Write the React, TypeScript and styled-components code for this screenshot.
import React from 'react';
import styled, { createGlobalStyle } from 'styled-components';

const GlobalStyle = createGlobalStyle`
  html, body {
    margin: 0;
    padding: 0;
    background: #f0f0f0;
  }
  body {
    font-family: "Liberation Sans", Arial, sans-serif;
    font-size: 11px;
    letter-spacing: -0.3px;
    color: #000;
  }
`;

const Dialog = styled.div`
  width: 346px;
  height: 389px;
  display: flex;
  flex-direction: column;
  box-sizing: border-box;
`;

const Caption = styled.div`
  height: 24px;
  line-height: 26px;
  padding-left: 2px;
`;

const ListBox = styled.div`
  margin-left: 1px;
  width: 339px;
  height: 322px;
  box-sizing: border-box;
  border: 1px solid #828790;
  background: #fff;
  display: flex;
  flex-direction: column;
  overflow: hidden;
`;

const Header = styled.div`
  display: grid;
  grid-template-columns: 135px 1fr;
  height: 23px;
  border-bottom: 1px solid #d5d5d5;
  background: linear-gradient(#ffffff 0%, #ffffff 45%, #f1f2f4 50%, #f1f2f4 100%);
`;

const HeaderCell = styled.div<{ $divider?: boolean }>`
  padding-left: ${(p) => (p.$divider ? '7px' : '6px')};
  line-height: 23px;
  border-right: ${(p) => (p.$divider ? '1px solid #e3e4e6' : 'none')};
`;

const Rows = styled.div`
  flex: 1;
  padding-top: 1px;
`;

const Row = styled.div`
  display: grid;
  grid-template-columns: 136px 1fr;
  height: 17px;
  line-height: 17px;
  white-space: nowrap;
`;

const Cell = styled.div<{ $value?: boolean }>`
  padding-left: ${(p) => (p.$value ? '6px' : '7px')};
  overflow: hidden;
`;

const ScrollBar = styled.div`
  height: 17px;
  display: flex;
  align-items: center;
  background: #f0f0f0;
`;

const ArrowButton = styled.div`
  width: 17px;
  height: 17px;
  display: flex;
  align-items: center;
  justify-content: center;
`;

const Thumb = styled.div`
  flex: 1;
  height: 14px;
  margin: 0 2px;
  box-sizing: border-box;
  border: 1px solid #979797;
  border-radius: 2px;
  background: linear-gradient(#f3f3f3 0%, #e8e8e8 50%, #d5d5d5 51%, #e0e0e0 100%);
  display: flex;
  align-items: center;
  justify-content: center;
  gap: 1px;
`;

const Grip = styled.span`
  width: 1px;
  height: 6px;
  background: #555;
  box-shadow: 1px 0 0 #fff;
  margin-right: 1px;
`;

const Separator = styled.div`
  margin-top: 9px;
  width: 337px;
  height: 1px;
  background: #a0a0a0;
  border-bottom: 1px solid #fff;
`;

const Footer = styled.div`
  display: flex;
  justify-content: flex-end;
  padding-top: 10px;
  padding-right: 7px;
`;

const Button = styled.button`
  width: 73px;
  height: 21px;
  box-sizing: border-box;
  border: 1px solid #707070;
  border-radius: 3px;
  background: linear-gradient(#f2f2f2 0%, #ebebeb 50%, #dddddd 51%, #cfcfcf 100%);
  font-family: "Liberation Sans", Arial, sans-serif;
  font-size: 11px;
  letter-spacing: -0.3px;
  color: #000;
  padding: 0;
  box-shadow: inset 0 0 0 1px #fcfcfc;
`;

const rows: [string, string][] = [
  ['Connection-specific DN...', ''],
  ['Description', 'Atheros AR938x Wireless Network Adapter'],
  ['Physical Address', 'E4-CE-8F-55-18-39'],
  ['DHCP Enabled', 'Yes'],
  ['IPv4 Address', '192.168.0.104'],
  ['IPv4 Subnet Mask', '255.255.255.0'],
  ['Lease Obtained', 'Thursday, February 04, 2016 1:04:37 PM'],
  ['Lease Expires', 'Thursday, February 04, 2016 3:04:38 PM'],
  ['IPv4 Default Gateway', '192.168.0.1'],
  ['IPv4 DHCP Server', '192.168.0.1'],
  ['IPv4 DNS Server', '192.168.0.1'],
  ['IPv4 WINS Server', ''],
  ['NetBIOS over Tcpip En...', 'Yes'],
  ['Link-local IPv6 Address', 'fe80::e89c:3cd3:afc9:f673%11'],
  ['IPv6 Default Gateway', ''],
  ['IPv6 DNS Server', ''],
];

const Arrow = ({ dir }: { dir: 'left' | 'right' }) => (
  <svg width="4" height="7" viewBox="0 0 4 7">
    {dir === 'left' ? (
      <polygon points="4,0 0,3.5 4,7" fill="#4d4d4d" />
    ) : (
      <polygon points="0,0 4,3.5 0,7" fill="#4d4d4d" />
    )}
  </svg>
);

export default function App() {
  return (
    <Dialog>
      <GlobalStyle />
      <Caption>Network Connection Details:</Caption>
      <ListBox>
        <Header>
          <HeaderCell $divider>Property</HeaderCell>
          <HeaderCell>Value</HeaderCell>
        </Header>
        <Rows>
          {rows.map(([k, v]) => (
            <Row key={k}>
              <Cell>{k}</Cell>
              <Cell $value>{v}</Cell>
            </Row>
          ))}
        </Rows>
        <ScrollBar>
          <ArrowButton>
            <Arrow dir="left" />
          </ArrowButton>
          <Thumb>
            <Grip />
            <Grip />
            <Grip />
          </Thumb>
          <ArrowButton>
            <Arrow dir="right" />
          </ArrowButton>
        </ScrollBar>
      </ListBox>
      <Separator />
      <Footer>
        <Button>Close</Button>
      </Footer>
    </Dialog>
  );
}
...
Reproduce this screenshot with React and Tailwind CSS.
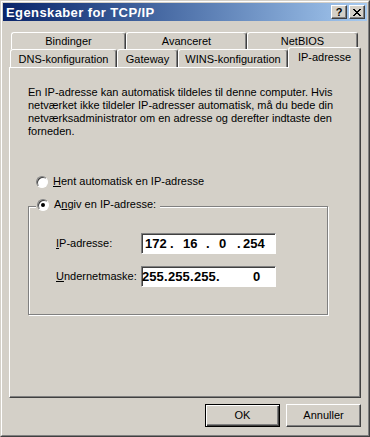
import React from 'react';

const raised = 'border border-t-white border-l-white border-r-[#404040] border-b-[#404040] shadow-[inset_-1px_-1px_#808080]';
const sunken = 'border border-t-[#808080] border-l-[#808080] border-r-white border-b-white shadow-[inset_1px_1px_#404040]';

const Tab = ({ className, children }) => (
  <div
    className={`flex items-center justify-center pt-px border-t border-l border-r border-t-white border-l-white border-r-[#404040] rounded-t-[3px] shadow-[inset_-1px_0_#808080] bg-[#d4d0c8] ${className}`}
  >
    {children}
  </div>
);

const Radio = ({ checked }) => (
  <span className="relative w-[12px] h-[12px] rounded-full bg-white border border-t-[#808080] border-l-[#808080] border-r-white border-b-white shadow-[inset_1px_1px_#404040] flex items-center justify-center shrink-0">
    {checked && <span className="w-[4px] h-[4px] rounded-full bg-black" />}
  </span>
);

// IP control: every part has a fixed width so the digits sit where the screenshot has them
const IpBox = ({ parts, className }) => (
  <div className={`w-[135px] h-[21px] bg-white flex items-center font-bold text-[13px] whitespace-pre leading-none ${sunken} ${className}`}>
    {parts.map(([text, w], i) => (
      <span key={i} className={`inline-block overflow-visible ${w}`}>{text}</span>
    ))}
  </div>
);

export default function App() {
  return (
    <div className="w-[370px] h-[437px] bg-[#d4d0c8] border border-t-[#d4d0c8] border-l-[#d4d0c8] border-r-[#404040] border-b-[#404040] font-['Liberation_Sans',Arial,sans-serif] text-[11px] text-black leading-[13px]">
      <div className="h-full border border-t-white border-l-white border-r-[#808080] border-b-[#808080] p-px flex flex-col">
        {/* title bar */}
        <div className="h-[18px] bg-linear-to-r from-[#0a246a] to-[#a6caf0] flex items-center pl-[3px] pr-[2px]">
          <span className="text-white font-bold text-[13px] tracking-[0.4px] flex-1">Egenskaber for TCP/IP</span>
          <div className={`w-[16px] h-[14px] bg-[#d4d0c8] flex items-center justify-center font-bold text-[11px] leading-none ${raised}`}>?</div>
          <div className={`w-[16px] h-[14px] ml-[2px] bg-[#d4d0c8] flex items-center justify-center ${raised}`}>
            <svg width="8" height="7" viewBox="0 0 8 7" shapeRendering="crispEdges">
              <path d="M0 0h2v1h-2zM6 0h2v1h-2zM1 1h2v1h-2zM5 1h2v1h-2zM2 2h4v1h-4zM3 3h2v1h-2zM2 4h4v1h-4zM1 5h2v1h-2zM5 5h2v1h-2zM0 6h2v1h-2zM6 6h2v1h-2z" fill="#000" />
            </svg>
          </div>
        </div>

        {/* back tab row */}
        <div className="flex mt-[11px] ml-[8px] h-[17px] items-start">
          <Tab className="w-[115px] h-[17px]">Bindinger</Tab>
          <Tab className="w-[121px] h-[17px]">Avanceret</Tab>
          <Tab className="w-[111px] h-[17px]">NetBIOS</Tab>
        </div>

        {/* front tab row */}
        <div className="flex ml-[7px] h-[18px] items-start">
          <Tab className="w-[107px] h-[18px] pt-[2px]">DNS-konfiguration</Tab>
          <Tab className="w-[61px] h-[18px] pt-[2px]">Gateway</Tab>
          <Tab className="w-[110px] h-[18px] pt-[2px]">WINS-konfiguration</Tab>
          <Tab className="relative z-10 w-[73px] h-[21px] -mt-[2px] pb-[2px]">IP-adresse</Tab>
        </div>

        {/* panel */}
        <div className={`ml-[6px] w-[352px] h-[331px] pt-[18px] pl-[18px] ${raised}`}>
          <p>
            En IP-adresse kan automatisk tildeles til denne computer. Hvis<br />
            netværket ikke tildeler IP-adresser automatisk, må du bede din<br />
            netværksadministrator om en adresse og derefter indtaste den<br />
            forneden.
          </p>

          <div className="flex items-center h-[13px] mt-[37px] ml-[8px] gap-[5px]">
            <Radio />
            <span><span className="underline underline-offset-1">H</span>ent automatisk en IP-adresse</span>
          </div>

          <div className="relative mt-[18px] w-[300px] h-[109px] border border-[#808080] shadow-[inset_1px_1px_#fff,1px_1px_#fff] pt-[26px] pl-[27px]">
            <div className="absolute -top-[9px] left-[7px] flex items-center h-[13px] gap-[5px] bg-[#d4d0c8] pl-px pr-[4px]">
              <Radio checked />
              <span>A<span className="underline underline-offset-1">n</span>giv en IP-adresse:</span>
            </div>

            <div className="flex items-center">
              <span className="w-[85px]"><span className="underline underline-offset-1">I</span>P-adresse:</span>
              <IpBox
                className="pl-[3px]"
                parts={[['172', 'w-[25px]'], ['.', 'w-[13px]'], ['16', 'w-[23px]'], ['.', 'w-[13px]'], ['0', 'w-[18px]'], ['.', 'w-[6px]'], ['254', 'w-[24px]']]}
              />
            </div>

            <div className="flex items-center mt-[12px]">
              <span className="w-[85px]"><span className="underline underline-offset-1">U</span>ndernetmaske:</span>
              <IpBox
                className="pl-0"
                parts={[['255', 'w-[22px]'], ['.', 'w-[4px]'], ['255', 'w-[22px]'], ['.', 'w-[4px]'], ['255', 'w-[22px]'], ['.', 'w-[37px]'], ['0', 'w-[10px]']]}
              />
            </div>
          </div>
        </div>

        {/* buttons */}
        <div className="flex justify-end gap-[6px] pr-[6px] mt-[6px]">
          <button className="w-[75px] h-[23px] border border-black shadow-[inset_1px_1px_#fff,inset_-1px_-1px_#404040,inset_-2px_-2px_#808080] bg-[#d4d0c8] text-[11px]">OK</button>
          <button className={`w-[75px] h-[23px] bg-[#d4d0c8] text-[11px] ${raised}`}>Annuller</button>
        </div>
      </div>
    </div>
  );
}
--
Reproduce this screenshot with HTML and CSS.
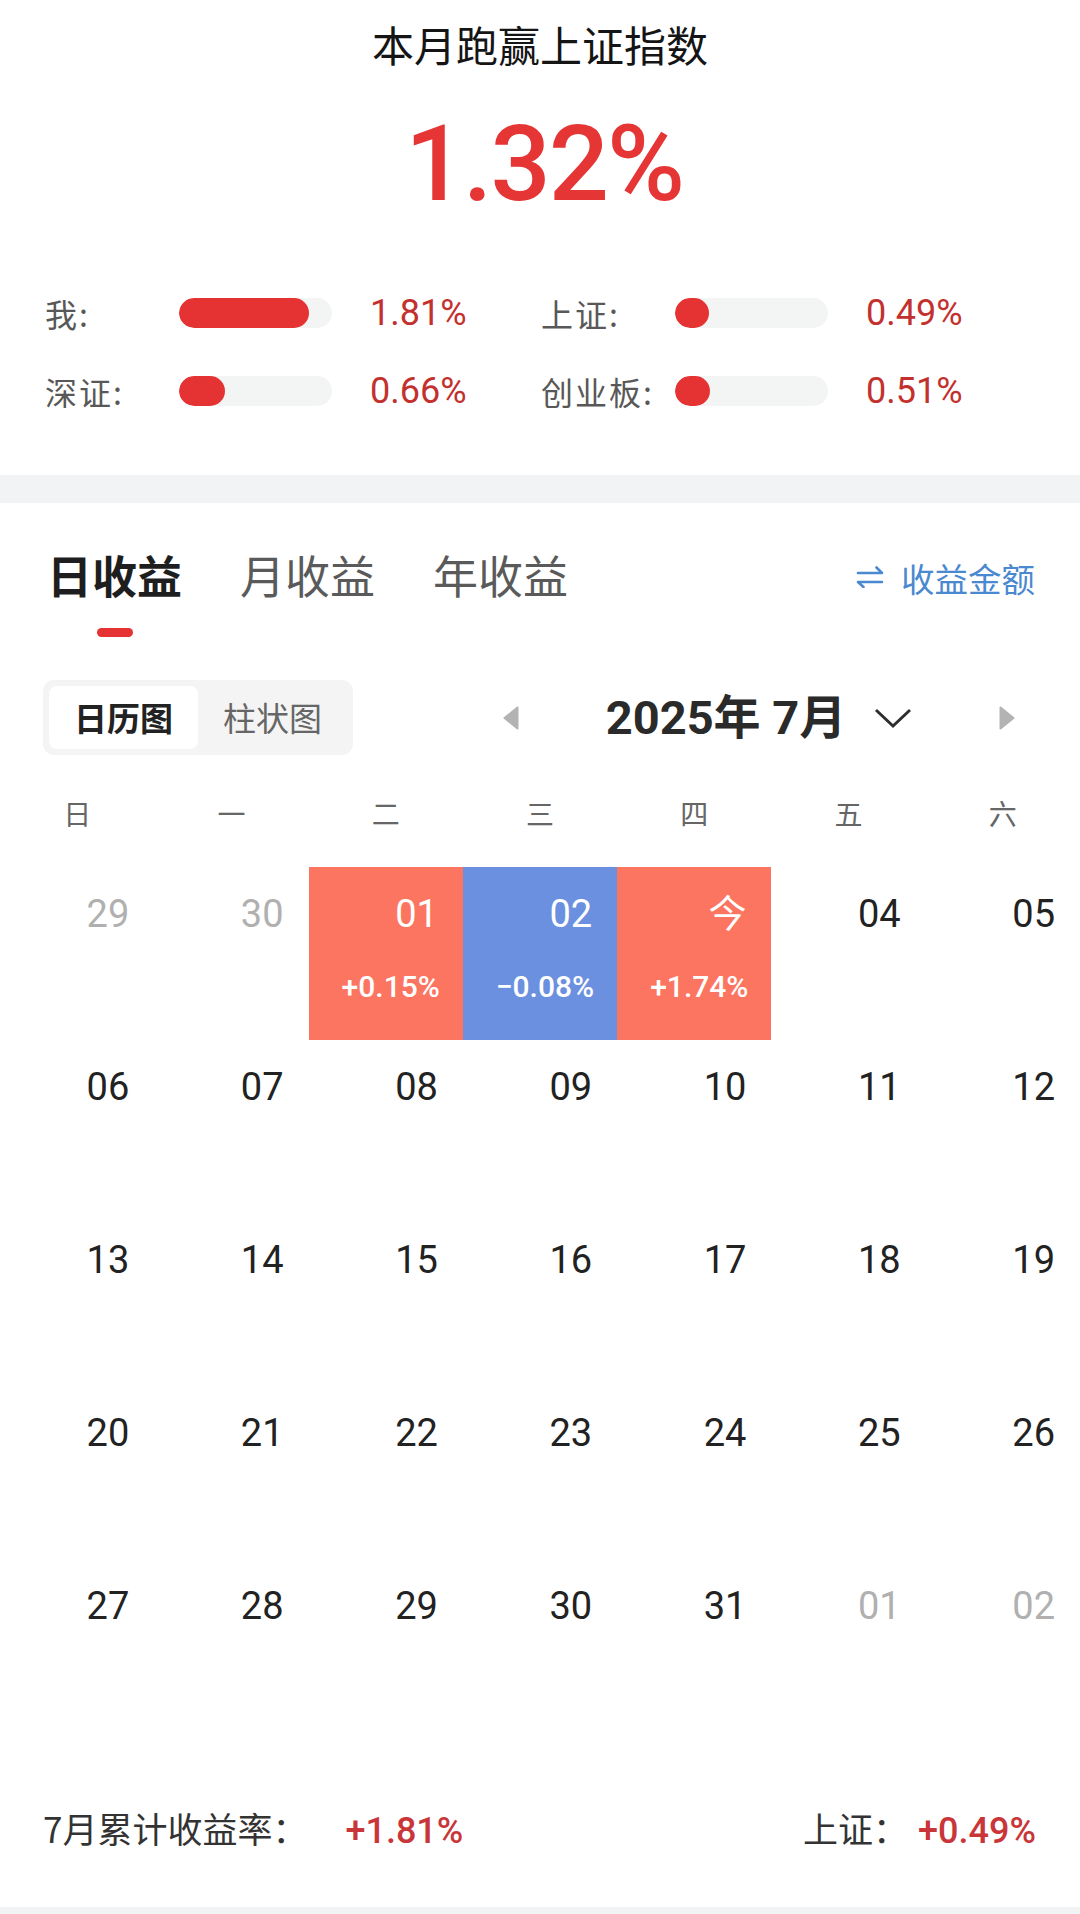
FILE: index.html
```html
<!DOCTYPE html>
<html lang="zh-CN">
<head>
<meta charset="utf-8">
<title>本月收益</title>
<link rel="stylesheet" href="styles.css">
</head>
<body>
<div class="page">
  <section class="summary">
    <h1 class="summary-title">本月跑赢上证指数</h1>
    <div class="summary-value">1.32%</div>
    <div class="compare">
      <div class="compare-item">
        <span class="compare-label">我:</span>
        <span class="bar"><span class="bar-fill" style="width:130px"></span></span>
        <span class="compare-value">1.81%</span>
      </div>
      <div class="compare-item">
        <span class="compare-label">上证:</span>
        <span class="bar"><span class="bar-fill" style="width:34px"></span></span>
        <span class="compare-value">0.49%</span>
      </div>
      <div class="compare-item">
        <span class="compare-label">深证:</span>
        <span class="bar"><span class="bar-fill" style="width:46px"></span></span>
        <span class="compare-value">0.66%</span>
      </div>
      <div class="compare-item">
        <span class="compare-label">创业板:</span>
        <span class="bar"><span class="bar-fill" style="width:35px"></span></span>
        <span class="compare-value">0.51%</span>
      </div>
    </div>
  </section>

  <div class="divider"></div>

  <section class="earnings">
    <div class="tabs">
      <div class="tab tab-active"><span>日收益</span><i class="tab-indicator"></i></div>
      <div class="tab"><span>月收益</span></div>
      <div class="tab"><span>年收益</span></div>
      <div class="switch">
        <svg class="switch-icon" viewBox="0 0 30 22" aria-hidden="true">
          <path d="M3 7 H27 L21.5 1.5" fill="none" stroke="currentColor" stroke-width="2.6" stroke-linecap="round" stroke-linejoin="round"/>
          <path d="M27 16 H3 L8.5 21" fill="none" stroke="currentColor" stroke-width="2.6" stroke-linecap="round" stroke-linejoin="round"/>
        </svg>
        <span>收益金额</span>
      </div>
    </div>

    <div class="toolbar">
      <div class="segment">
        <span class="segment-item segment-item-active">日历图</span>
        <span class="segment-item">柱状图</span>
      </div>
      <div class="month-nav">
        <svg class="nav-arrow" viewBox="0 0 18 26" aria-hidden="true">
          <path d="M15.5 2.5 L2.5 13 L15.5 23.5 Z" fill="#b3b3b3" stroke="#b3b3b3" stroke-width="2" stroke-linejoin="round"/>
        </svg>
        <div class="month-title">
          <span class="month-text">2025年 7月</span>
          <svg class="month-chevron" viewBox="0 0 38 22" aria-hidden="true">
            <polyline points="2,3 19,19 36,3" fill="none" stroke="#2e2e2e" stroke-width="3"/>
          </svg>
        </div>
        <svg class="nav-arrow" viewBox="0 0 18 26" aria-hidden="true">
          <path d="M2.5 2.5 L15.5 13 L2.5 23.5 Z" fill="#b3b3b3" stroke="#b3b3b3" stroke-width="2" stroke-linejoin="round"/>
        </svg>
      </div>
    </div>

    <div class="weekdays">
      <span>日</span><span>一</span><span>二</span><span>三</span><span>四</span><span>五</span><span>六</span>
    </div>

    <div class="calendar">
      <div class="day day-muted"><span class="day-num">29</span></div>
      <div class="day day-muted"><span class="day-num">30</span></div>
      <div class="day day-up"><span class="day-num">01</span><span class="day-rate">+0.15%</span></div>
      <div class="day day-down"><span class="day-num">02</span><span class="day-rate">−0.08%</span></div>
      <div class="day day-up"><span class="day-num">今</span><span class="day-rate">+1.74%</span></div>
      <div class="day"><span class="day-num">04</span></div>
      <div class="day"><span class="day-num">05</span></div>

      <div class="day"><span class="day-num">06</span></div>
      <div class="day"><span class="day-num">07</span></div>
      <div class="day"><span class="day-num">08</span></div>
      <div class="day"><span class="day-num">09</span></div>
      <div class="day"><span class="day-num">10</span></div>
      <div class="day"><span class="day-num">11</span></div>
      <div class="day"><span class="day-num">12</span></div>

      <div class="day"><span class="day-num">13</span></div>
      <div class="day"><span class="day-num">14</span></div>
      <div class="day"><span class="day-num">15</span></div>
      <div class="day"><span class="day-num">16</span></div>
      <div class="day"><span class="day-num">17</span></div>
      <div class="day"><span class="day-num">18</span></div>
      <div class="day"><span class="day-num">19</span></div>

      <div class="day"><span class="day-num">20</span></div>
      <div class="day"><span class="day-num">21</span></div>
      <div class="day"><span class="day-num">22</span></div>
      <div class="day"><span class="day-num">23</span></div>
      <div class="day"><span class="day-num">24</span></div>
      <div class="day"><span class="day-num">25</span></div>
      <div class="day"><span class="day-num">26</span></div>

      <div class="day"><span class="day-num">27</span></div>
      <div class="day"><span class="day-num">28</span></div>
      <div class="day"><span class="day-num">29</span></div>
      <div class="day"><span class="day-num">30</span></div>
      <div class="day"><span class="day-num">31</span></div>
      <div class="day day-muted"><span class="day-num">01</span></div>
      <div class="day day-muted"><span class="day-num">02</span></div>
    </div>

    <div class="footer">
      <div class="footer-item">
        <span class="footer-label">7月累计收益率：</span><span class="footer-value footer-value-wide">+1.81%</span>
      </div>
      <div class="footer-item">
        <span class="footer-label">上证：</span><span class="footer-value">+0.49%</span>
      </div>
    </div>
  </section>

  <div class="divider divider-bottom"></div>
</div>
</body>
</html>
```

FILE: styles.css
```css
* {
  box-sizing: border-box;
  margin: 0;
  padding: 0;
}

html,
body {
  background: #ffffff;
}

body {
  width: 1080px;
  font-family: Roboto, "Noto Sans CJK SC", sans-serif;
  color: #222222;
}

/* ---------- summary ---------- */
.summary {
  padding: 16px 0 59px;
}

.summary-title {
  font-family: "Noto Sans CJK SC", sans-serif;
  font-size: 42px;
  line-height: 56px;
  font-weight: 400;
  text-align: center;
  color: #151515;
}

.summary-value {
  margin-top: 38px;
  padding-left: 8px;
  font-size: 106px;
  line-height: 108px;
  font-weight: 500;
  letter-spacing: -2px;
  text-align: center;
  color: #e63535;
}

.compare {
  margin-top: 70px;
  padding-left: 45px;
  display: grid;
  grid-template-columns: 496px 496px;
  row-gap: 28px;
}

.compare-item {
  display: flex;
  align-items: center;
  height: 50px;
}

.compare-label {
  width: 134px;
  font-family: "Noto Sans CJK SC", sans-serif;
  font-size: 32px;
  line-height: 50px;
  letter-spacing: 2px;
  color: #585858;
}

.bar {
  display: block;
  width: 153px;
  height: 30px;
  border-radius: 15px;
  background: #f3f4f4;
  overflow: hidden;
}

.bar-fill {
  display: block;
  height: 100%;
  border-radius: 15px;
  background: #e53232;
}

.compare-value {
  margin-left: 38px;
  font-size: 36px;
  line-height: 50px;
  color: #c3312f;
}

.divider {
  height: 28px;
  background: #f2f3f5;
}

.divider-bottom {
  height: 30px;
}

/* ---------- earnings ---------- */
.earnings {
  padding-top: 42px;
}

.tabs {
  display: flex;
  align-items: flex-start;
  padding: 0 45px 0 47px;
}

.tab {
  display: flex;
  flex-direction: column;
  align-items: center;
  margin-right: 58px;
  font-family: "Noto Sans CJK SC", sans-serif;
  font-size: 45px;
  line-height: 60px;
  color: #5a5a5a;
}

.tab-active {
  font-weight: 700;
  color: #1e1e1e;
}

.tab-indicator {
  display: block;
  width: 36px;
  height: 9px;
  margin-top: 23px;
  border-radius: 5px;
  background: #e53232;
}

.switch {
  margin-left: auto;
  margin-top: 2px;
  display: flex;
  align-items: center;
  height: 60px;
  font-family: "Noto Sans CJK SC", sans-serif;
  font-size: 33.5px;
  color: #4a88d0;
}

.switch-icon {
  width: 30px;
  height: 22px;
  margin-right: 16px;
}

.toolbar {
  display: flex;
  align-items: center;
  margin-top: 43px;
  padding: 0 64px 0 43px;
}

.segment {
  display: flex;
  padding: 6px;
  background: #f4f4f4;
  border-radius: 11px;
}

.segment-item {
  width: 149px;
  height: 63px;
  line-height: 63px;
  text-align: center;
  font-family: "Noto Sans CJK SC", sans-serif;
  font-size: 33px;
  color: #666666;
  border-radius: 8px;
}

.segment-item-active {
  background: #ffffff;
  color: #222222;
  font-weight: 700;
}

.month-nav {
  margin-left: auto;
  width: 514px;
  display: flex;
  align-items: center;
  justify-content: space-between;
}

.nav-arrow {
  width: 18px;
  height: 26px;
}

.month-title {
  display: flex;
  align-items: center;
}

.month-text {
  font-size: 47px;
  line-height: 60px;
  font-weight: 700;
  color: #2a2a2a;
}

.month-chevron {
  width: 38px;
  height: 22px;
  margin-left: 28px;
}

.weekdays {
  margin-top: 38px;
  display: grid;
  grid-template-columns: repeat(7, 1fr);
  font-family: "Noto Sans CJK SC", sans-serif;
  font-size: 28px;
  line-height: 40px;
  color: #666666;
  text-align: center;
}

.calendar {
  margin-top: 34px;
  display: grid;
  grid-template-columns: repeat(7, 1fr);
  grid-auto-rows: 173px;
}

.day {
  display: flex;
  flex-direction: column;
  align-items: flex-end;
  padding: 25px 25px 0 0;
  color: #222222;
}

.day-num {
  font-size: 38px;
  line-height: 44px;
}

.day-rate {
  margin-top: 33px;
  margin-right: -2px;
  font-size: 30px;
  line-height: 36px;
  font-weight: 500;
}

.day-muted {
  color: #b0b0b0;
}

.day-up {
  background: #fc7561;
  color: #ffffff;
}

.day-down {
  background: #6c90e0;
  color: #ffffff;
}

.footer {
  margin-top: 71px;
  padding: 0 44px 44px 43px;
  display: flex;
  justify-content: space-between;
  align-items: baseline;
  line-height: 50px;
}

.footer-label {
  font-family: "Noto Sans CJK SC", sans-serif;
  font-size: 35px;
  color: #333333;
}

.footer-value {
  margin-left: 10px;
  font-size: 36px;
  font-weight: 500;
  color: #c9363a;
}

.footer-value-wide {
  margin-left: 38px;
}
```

* [What to work on]:
Give back the exact lines above, running from the one that has "Reproduce this screenshot with React" through the one that has "const sunken = 'border", with nothing added and no pictures.

* [Solution to this problem]:
Reproduce this screenshot with React and Tailwind CSS.
import React from 'react';

const raised = 'border border-t-white border-l-white border-r-[#404040] border-b-[#404040] shadow-[inset_-1px_-1px_#808080]';
const sunken = 'border border-t-[#808080] border-l-[#808080] border-r-white border-b-white shadow-[inset_1px_1px_#404040]';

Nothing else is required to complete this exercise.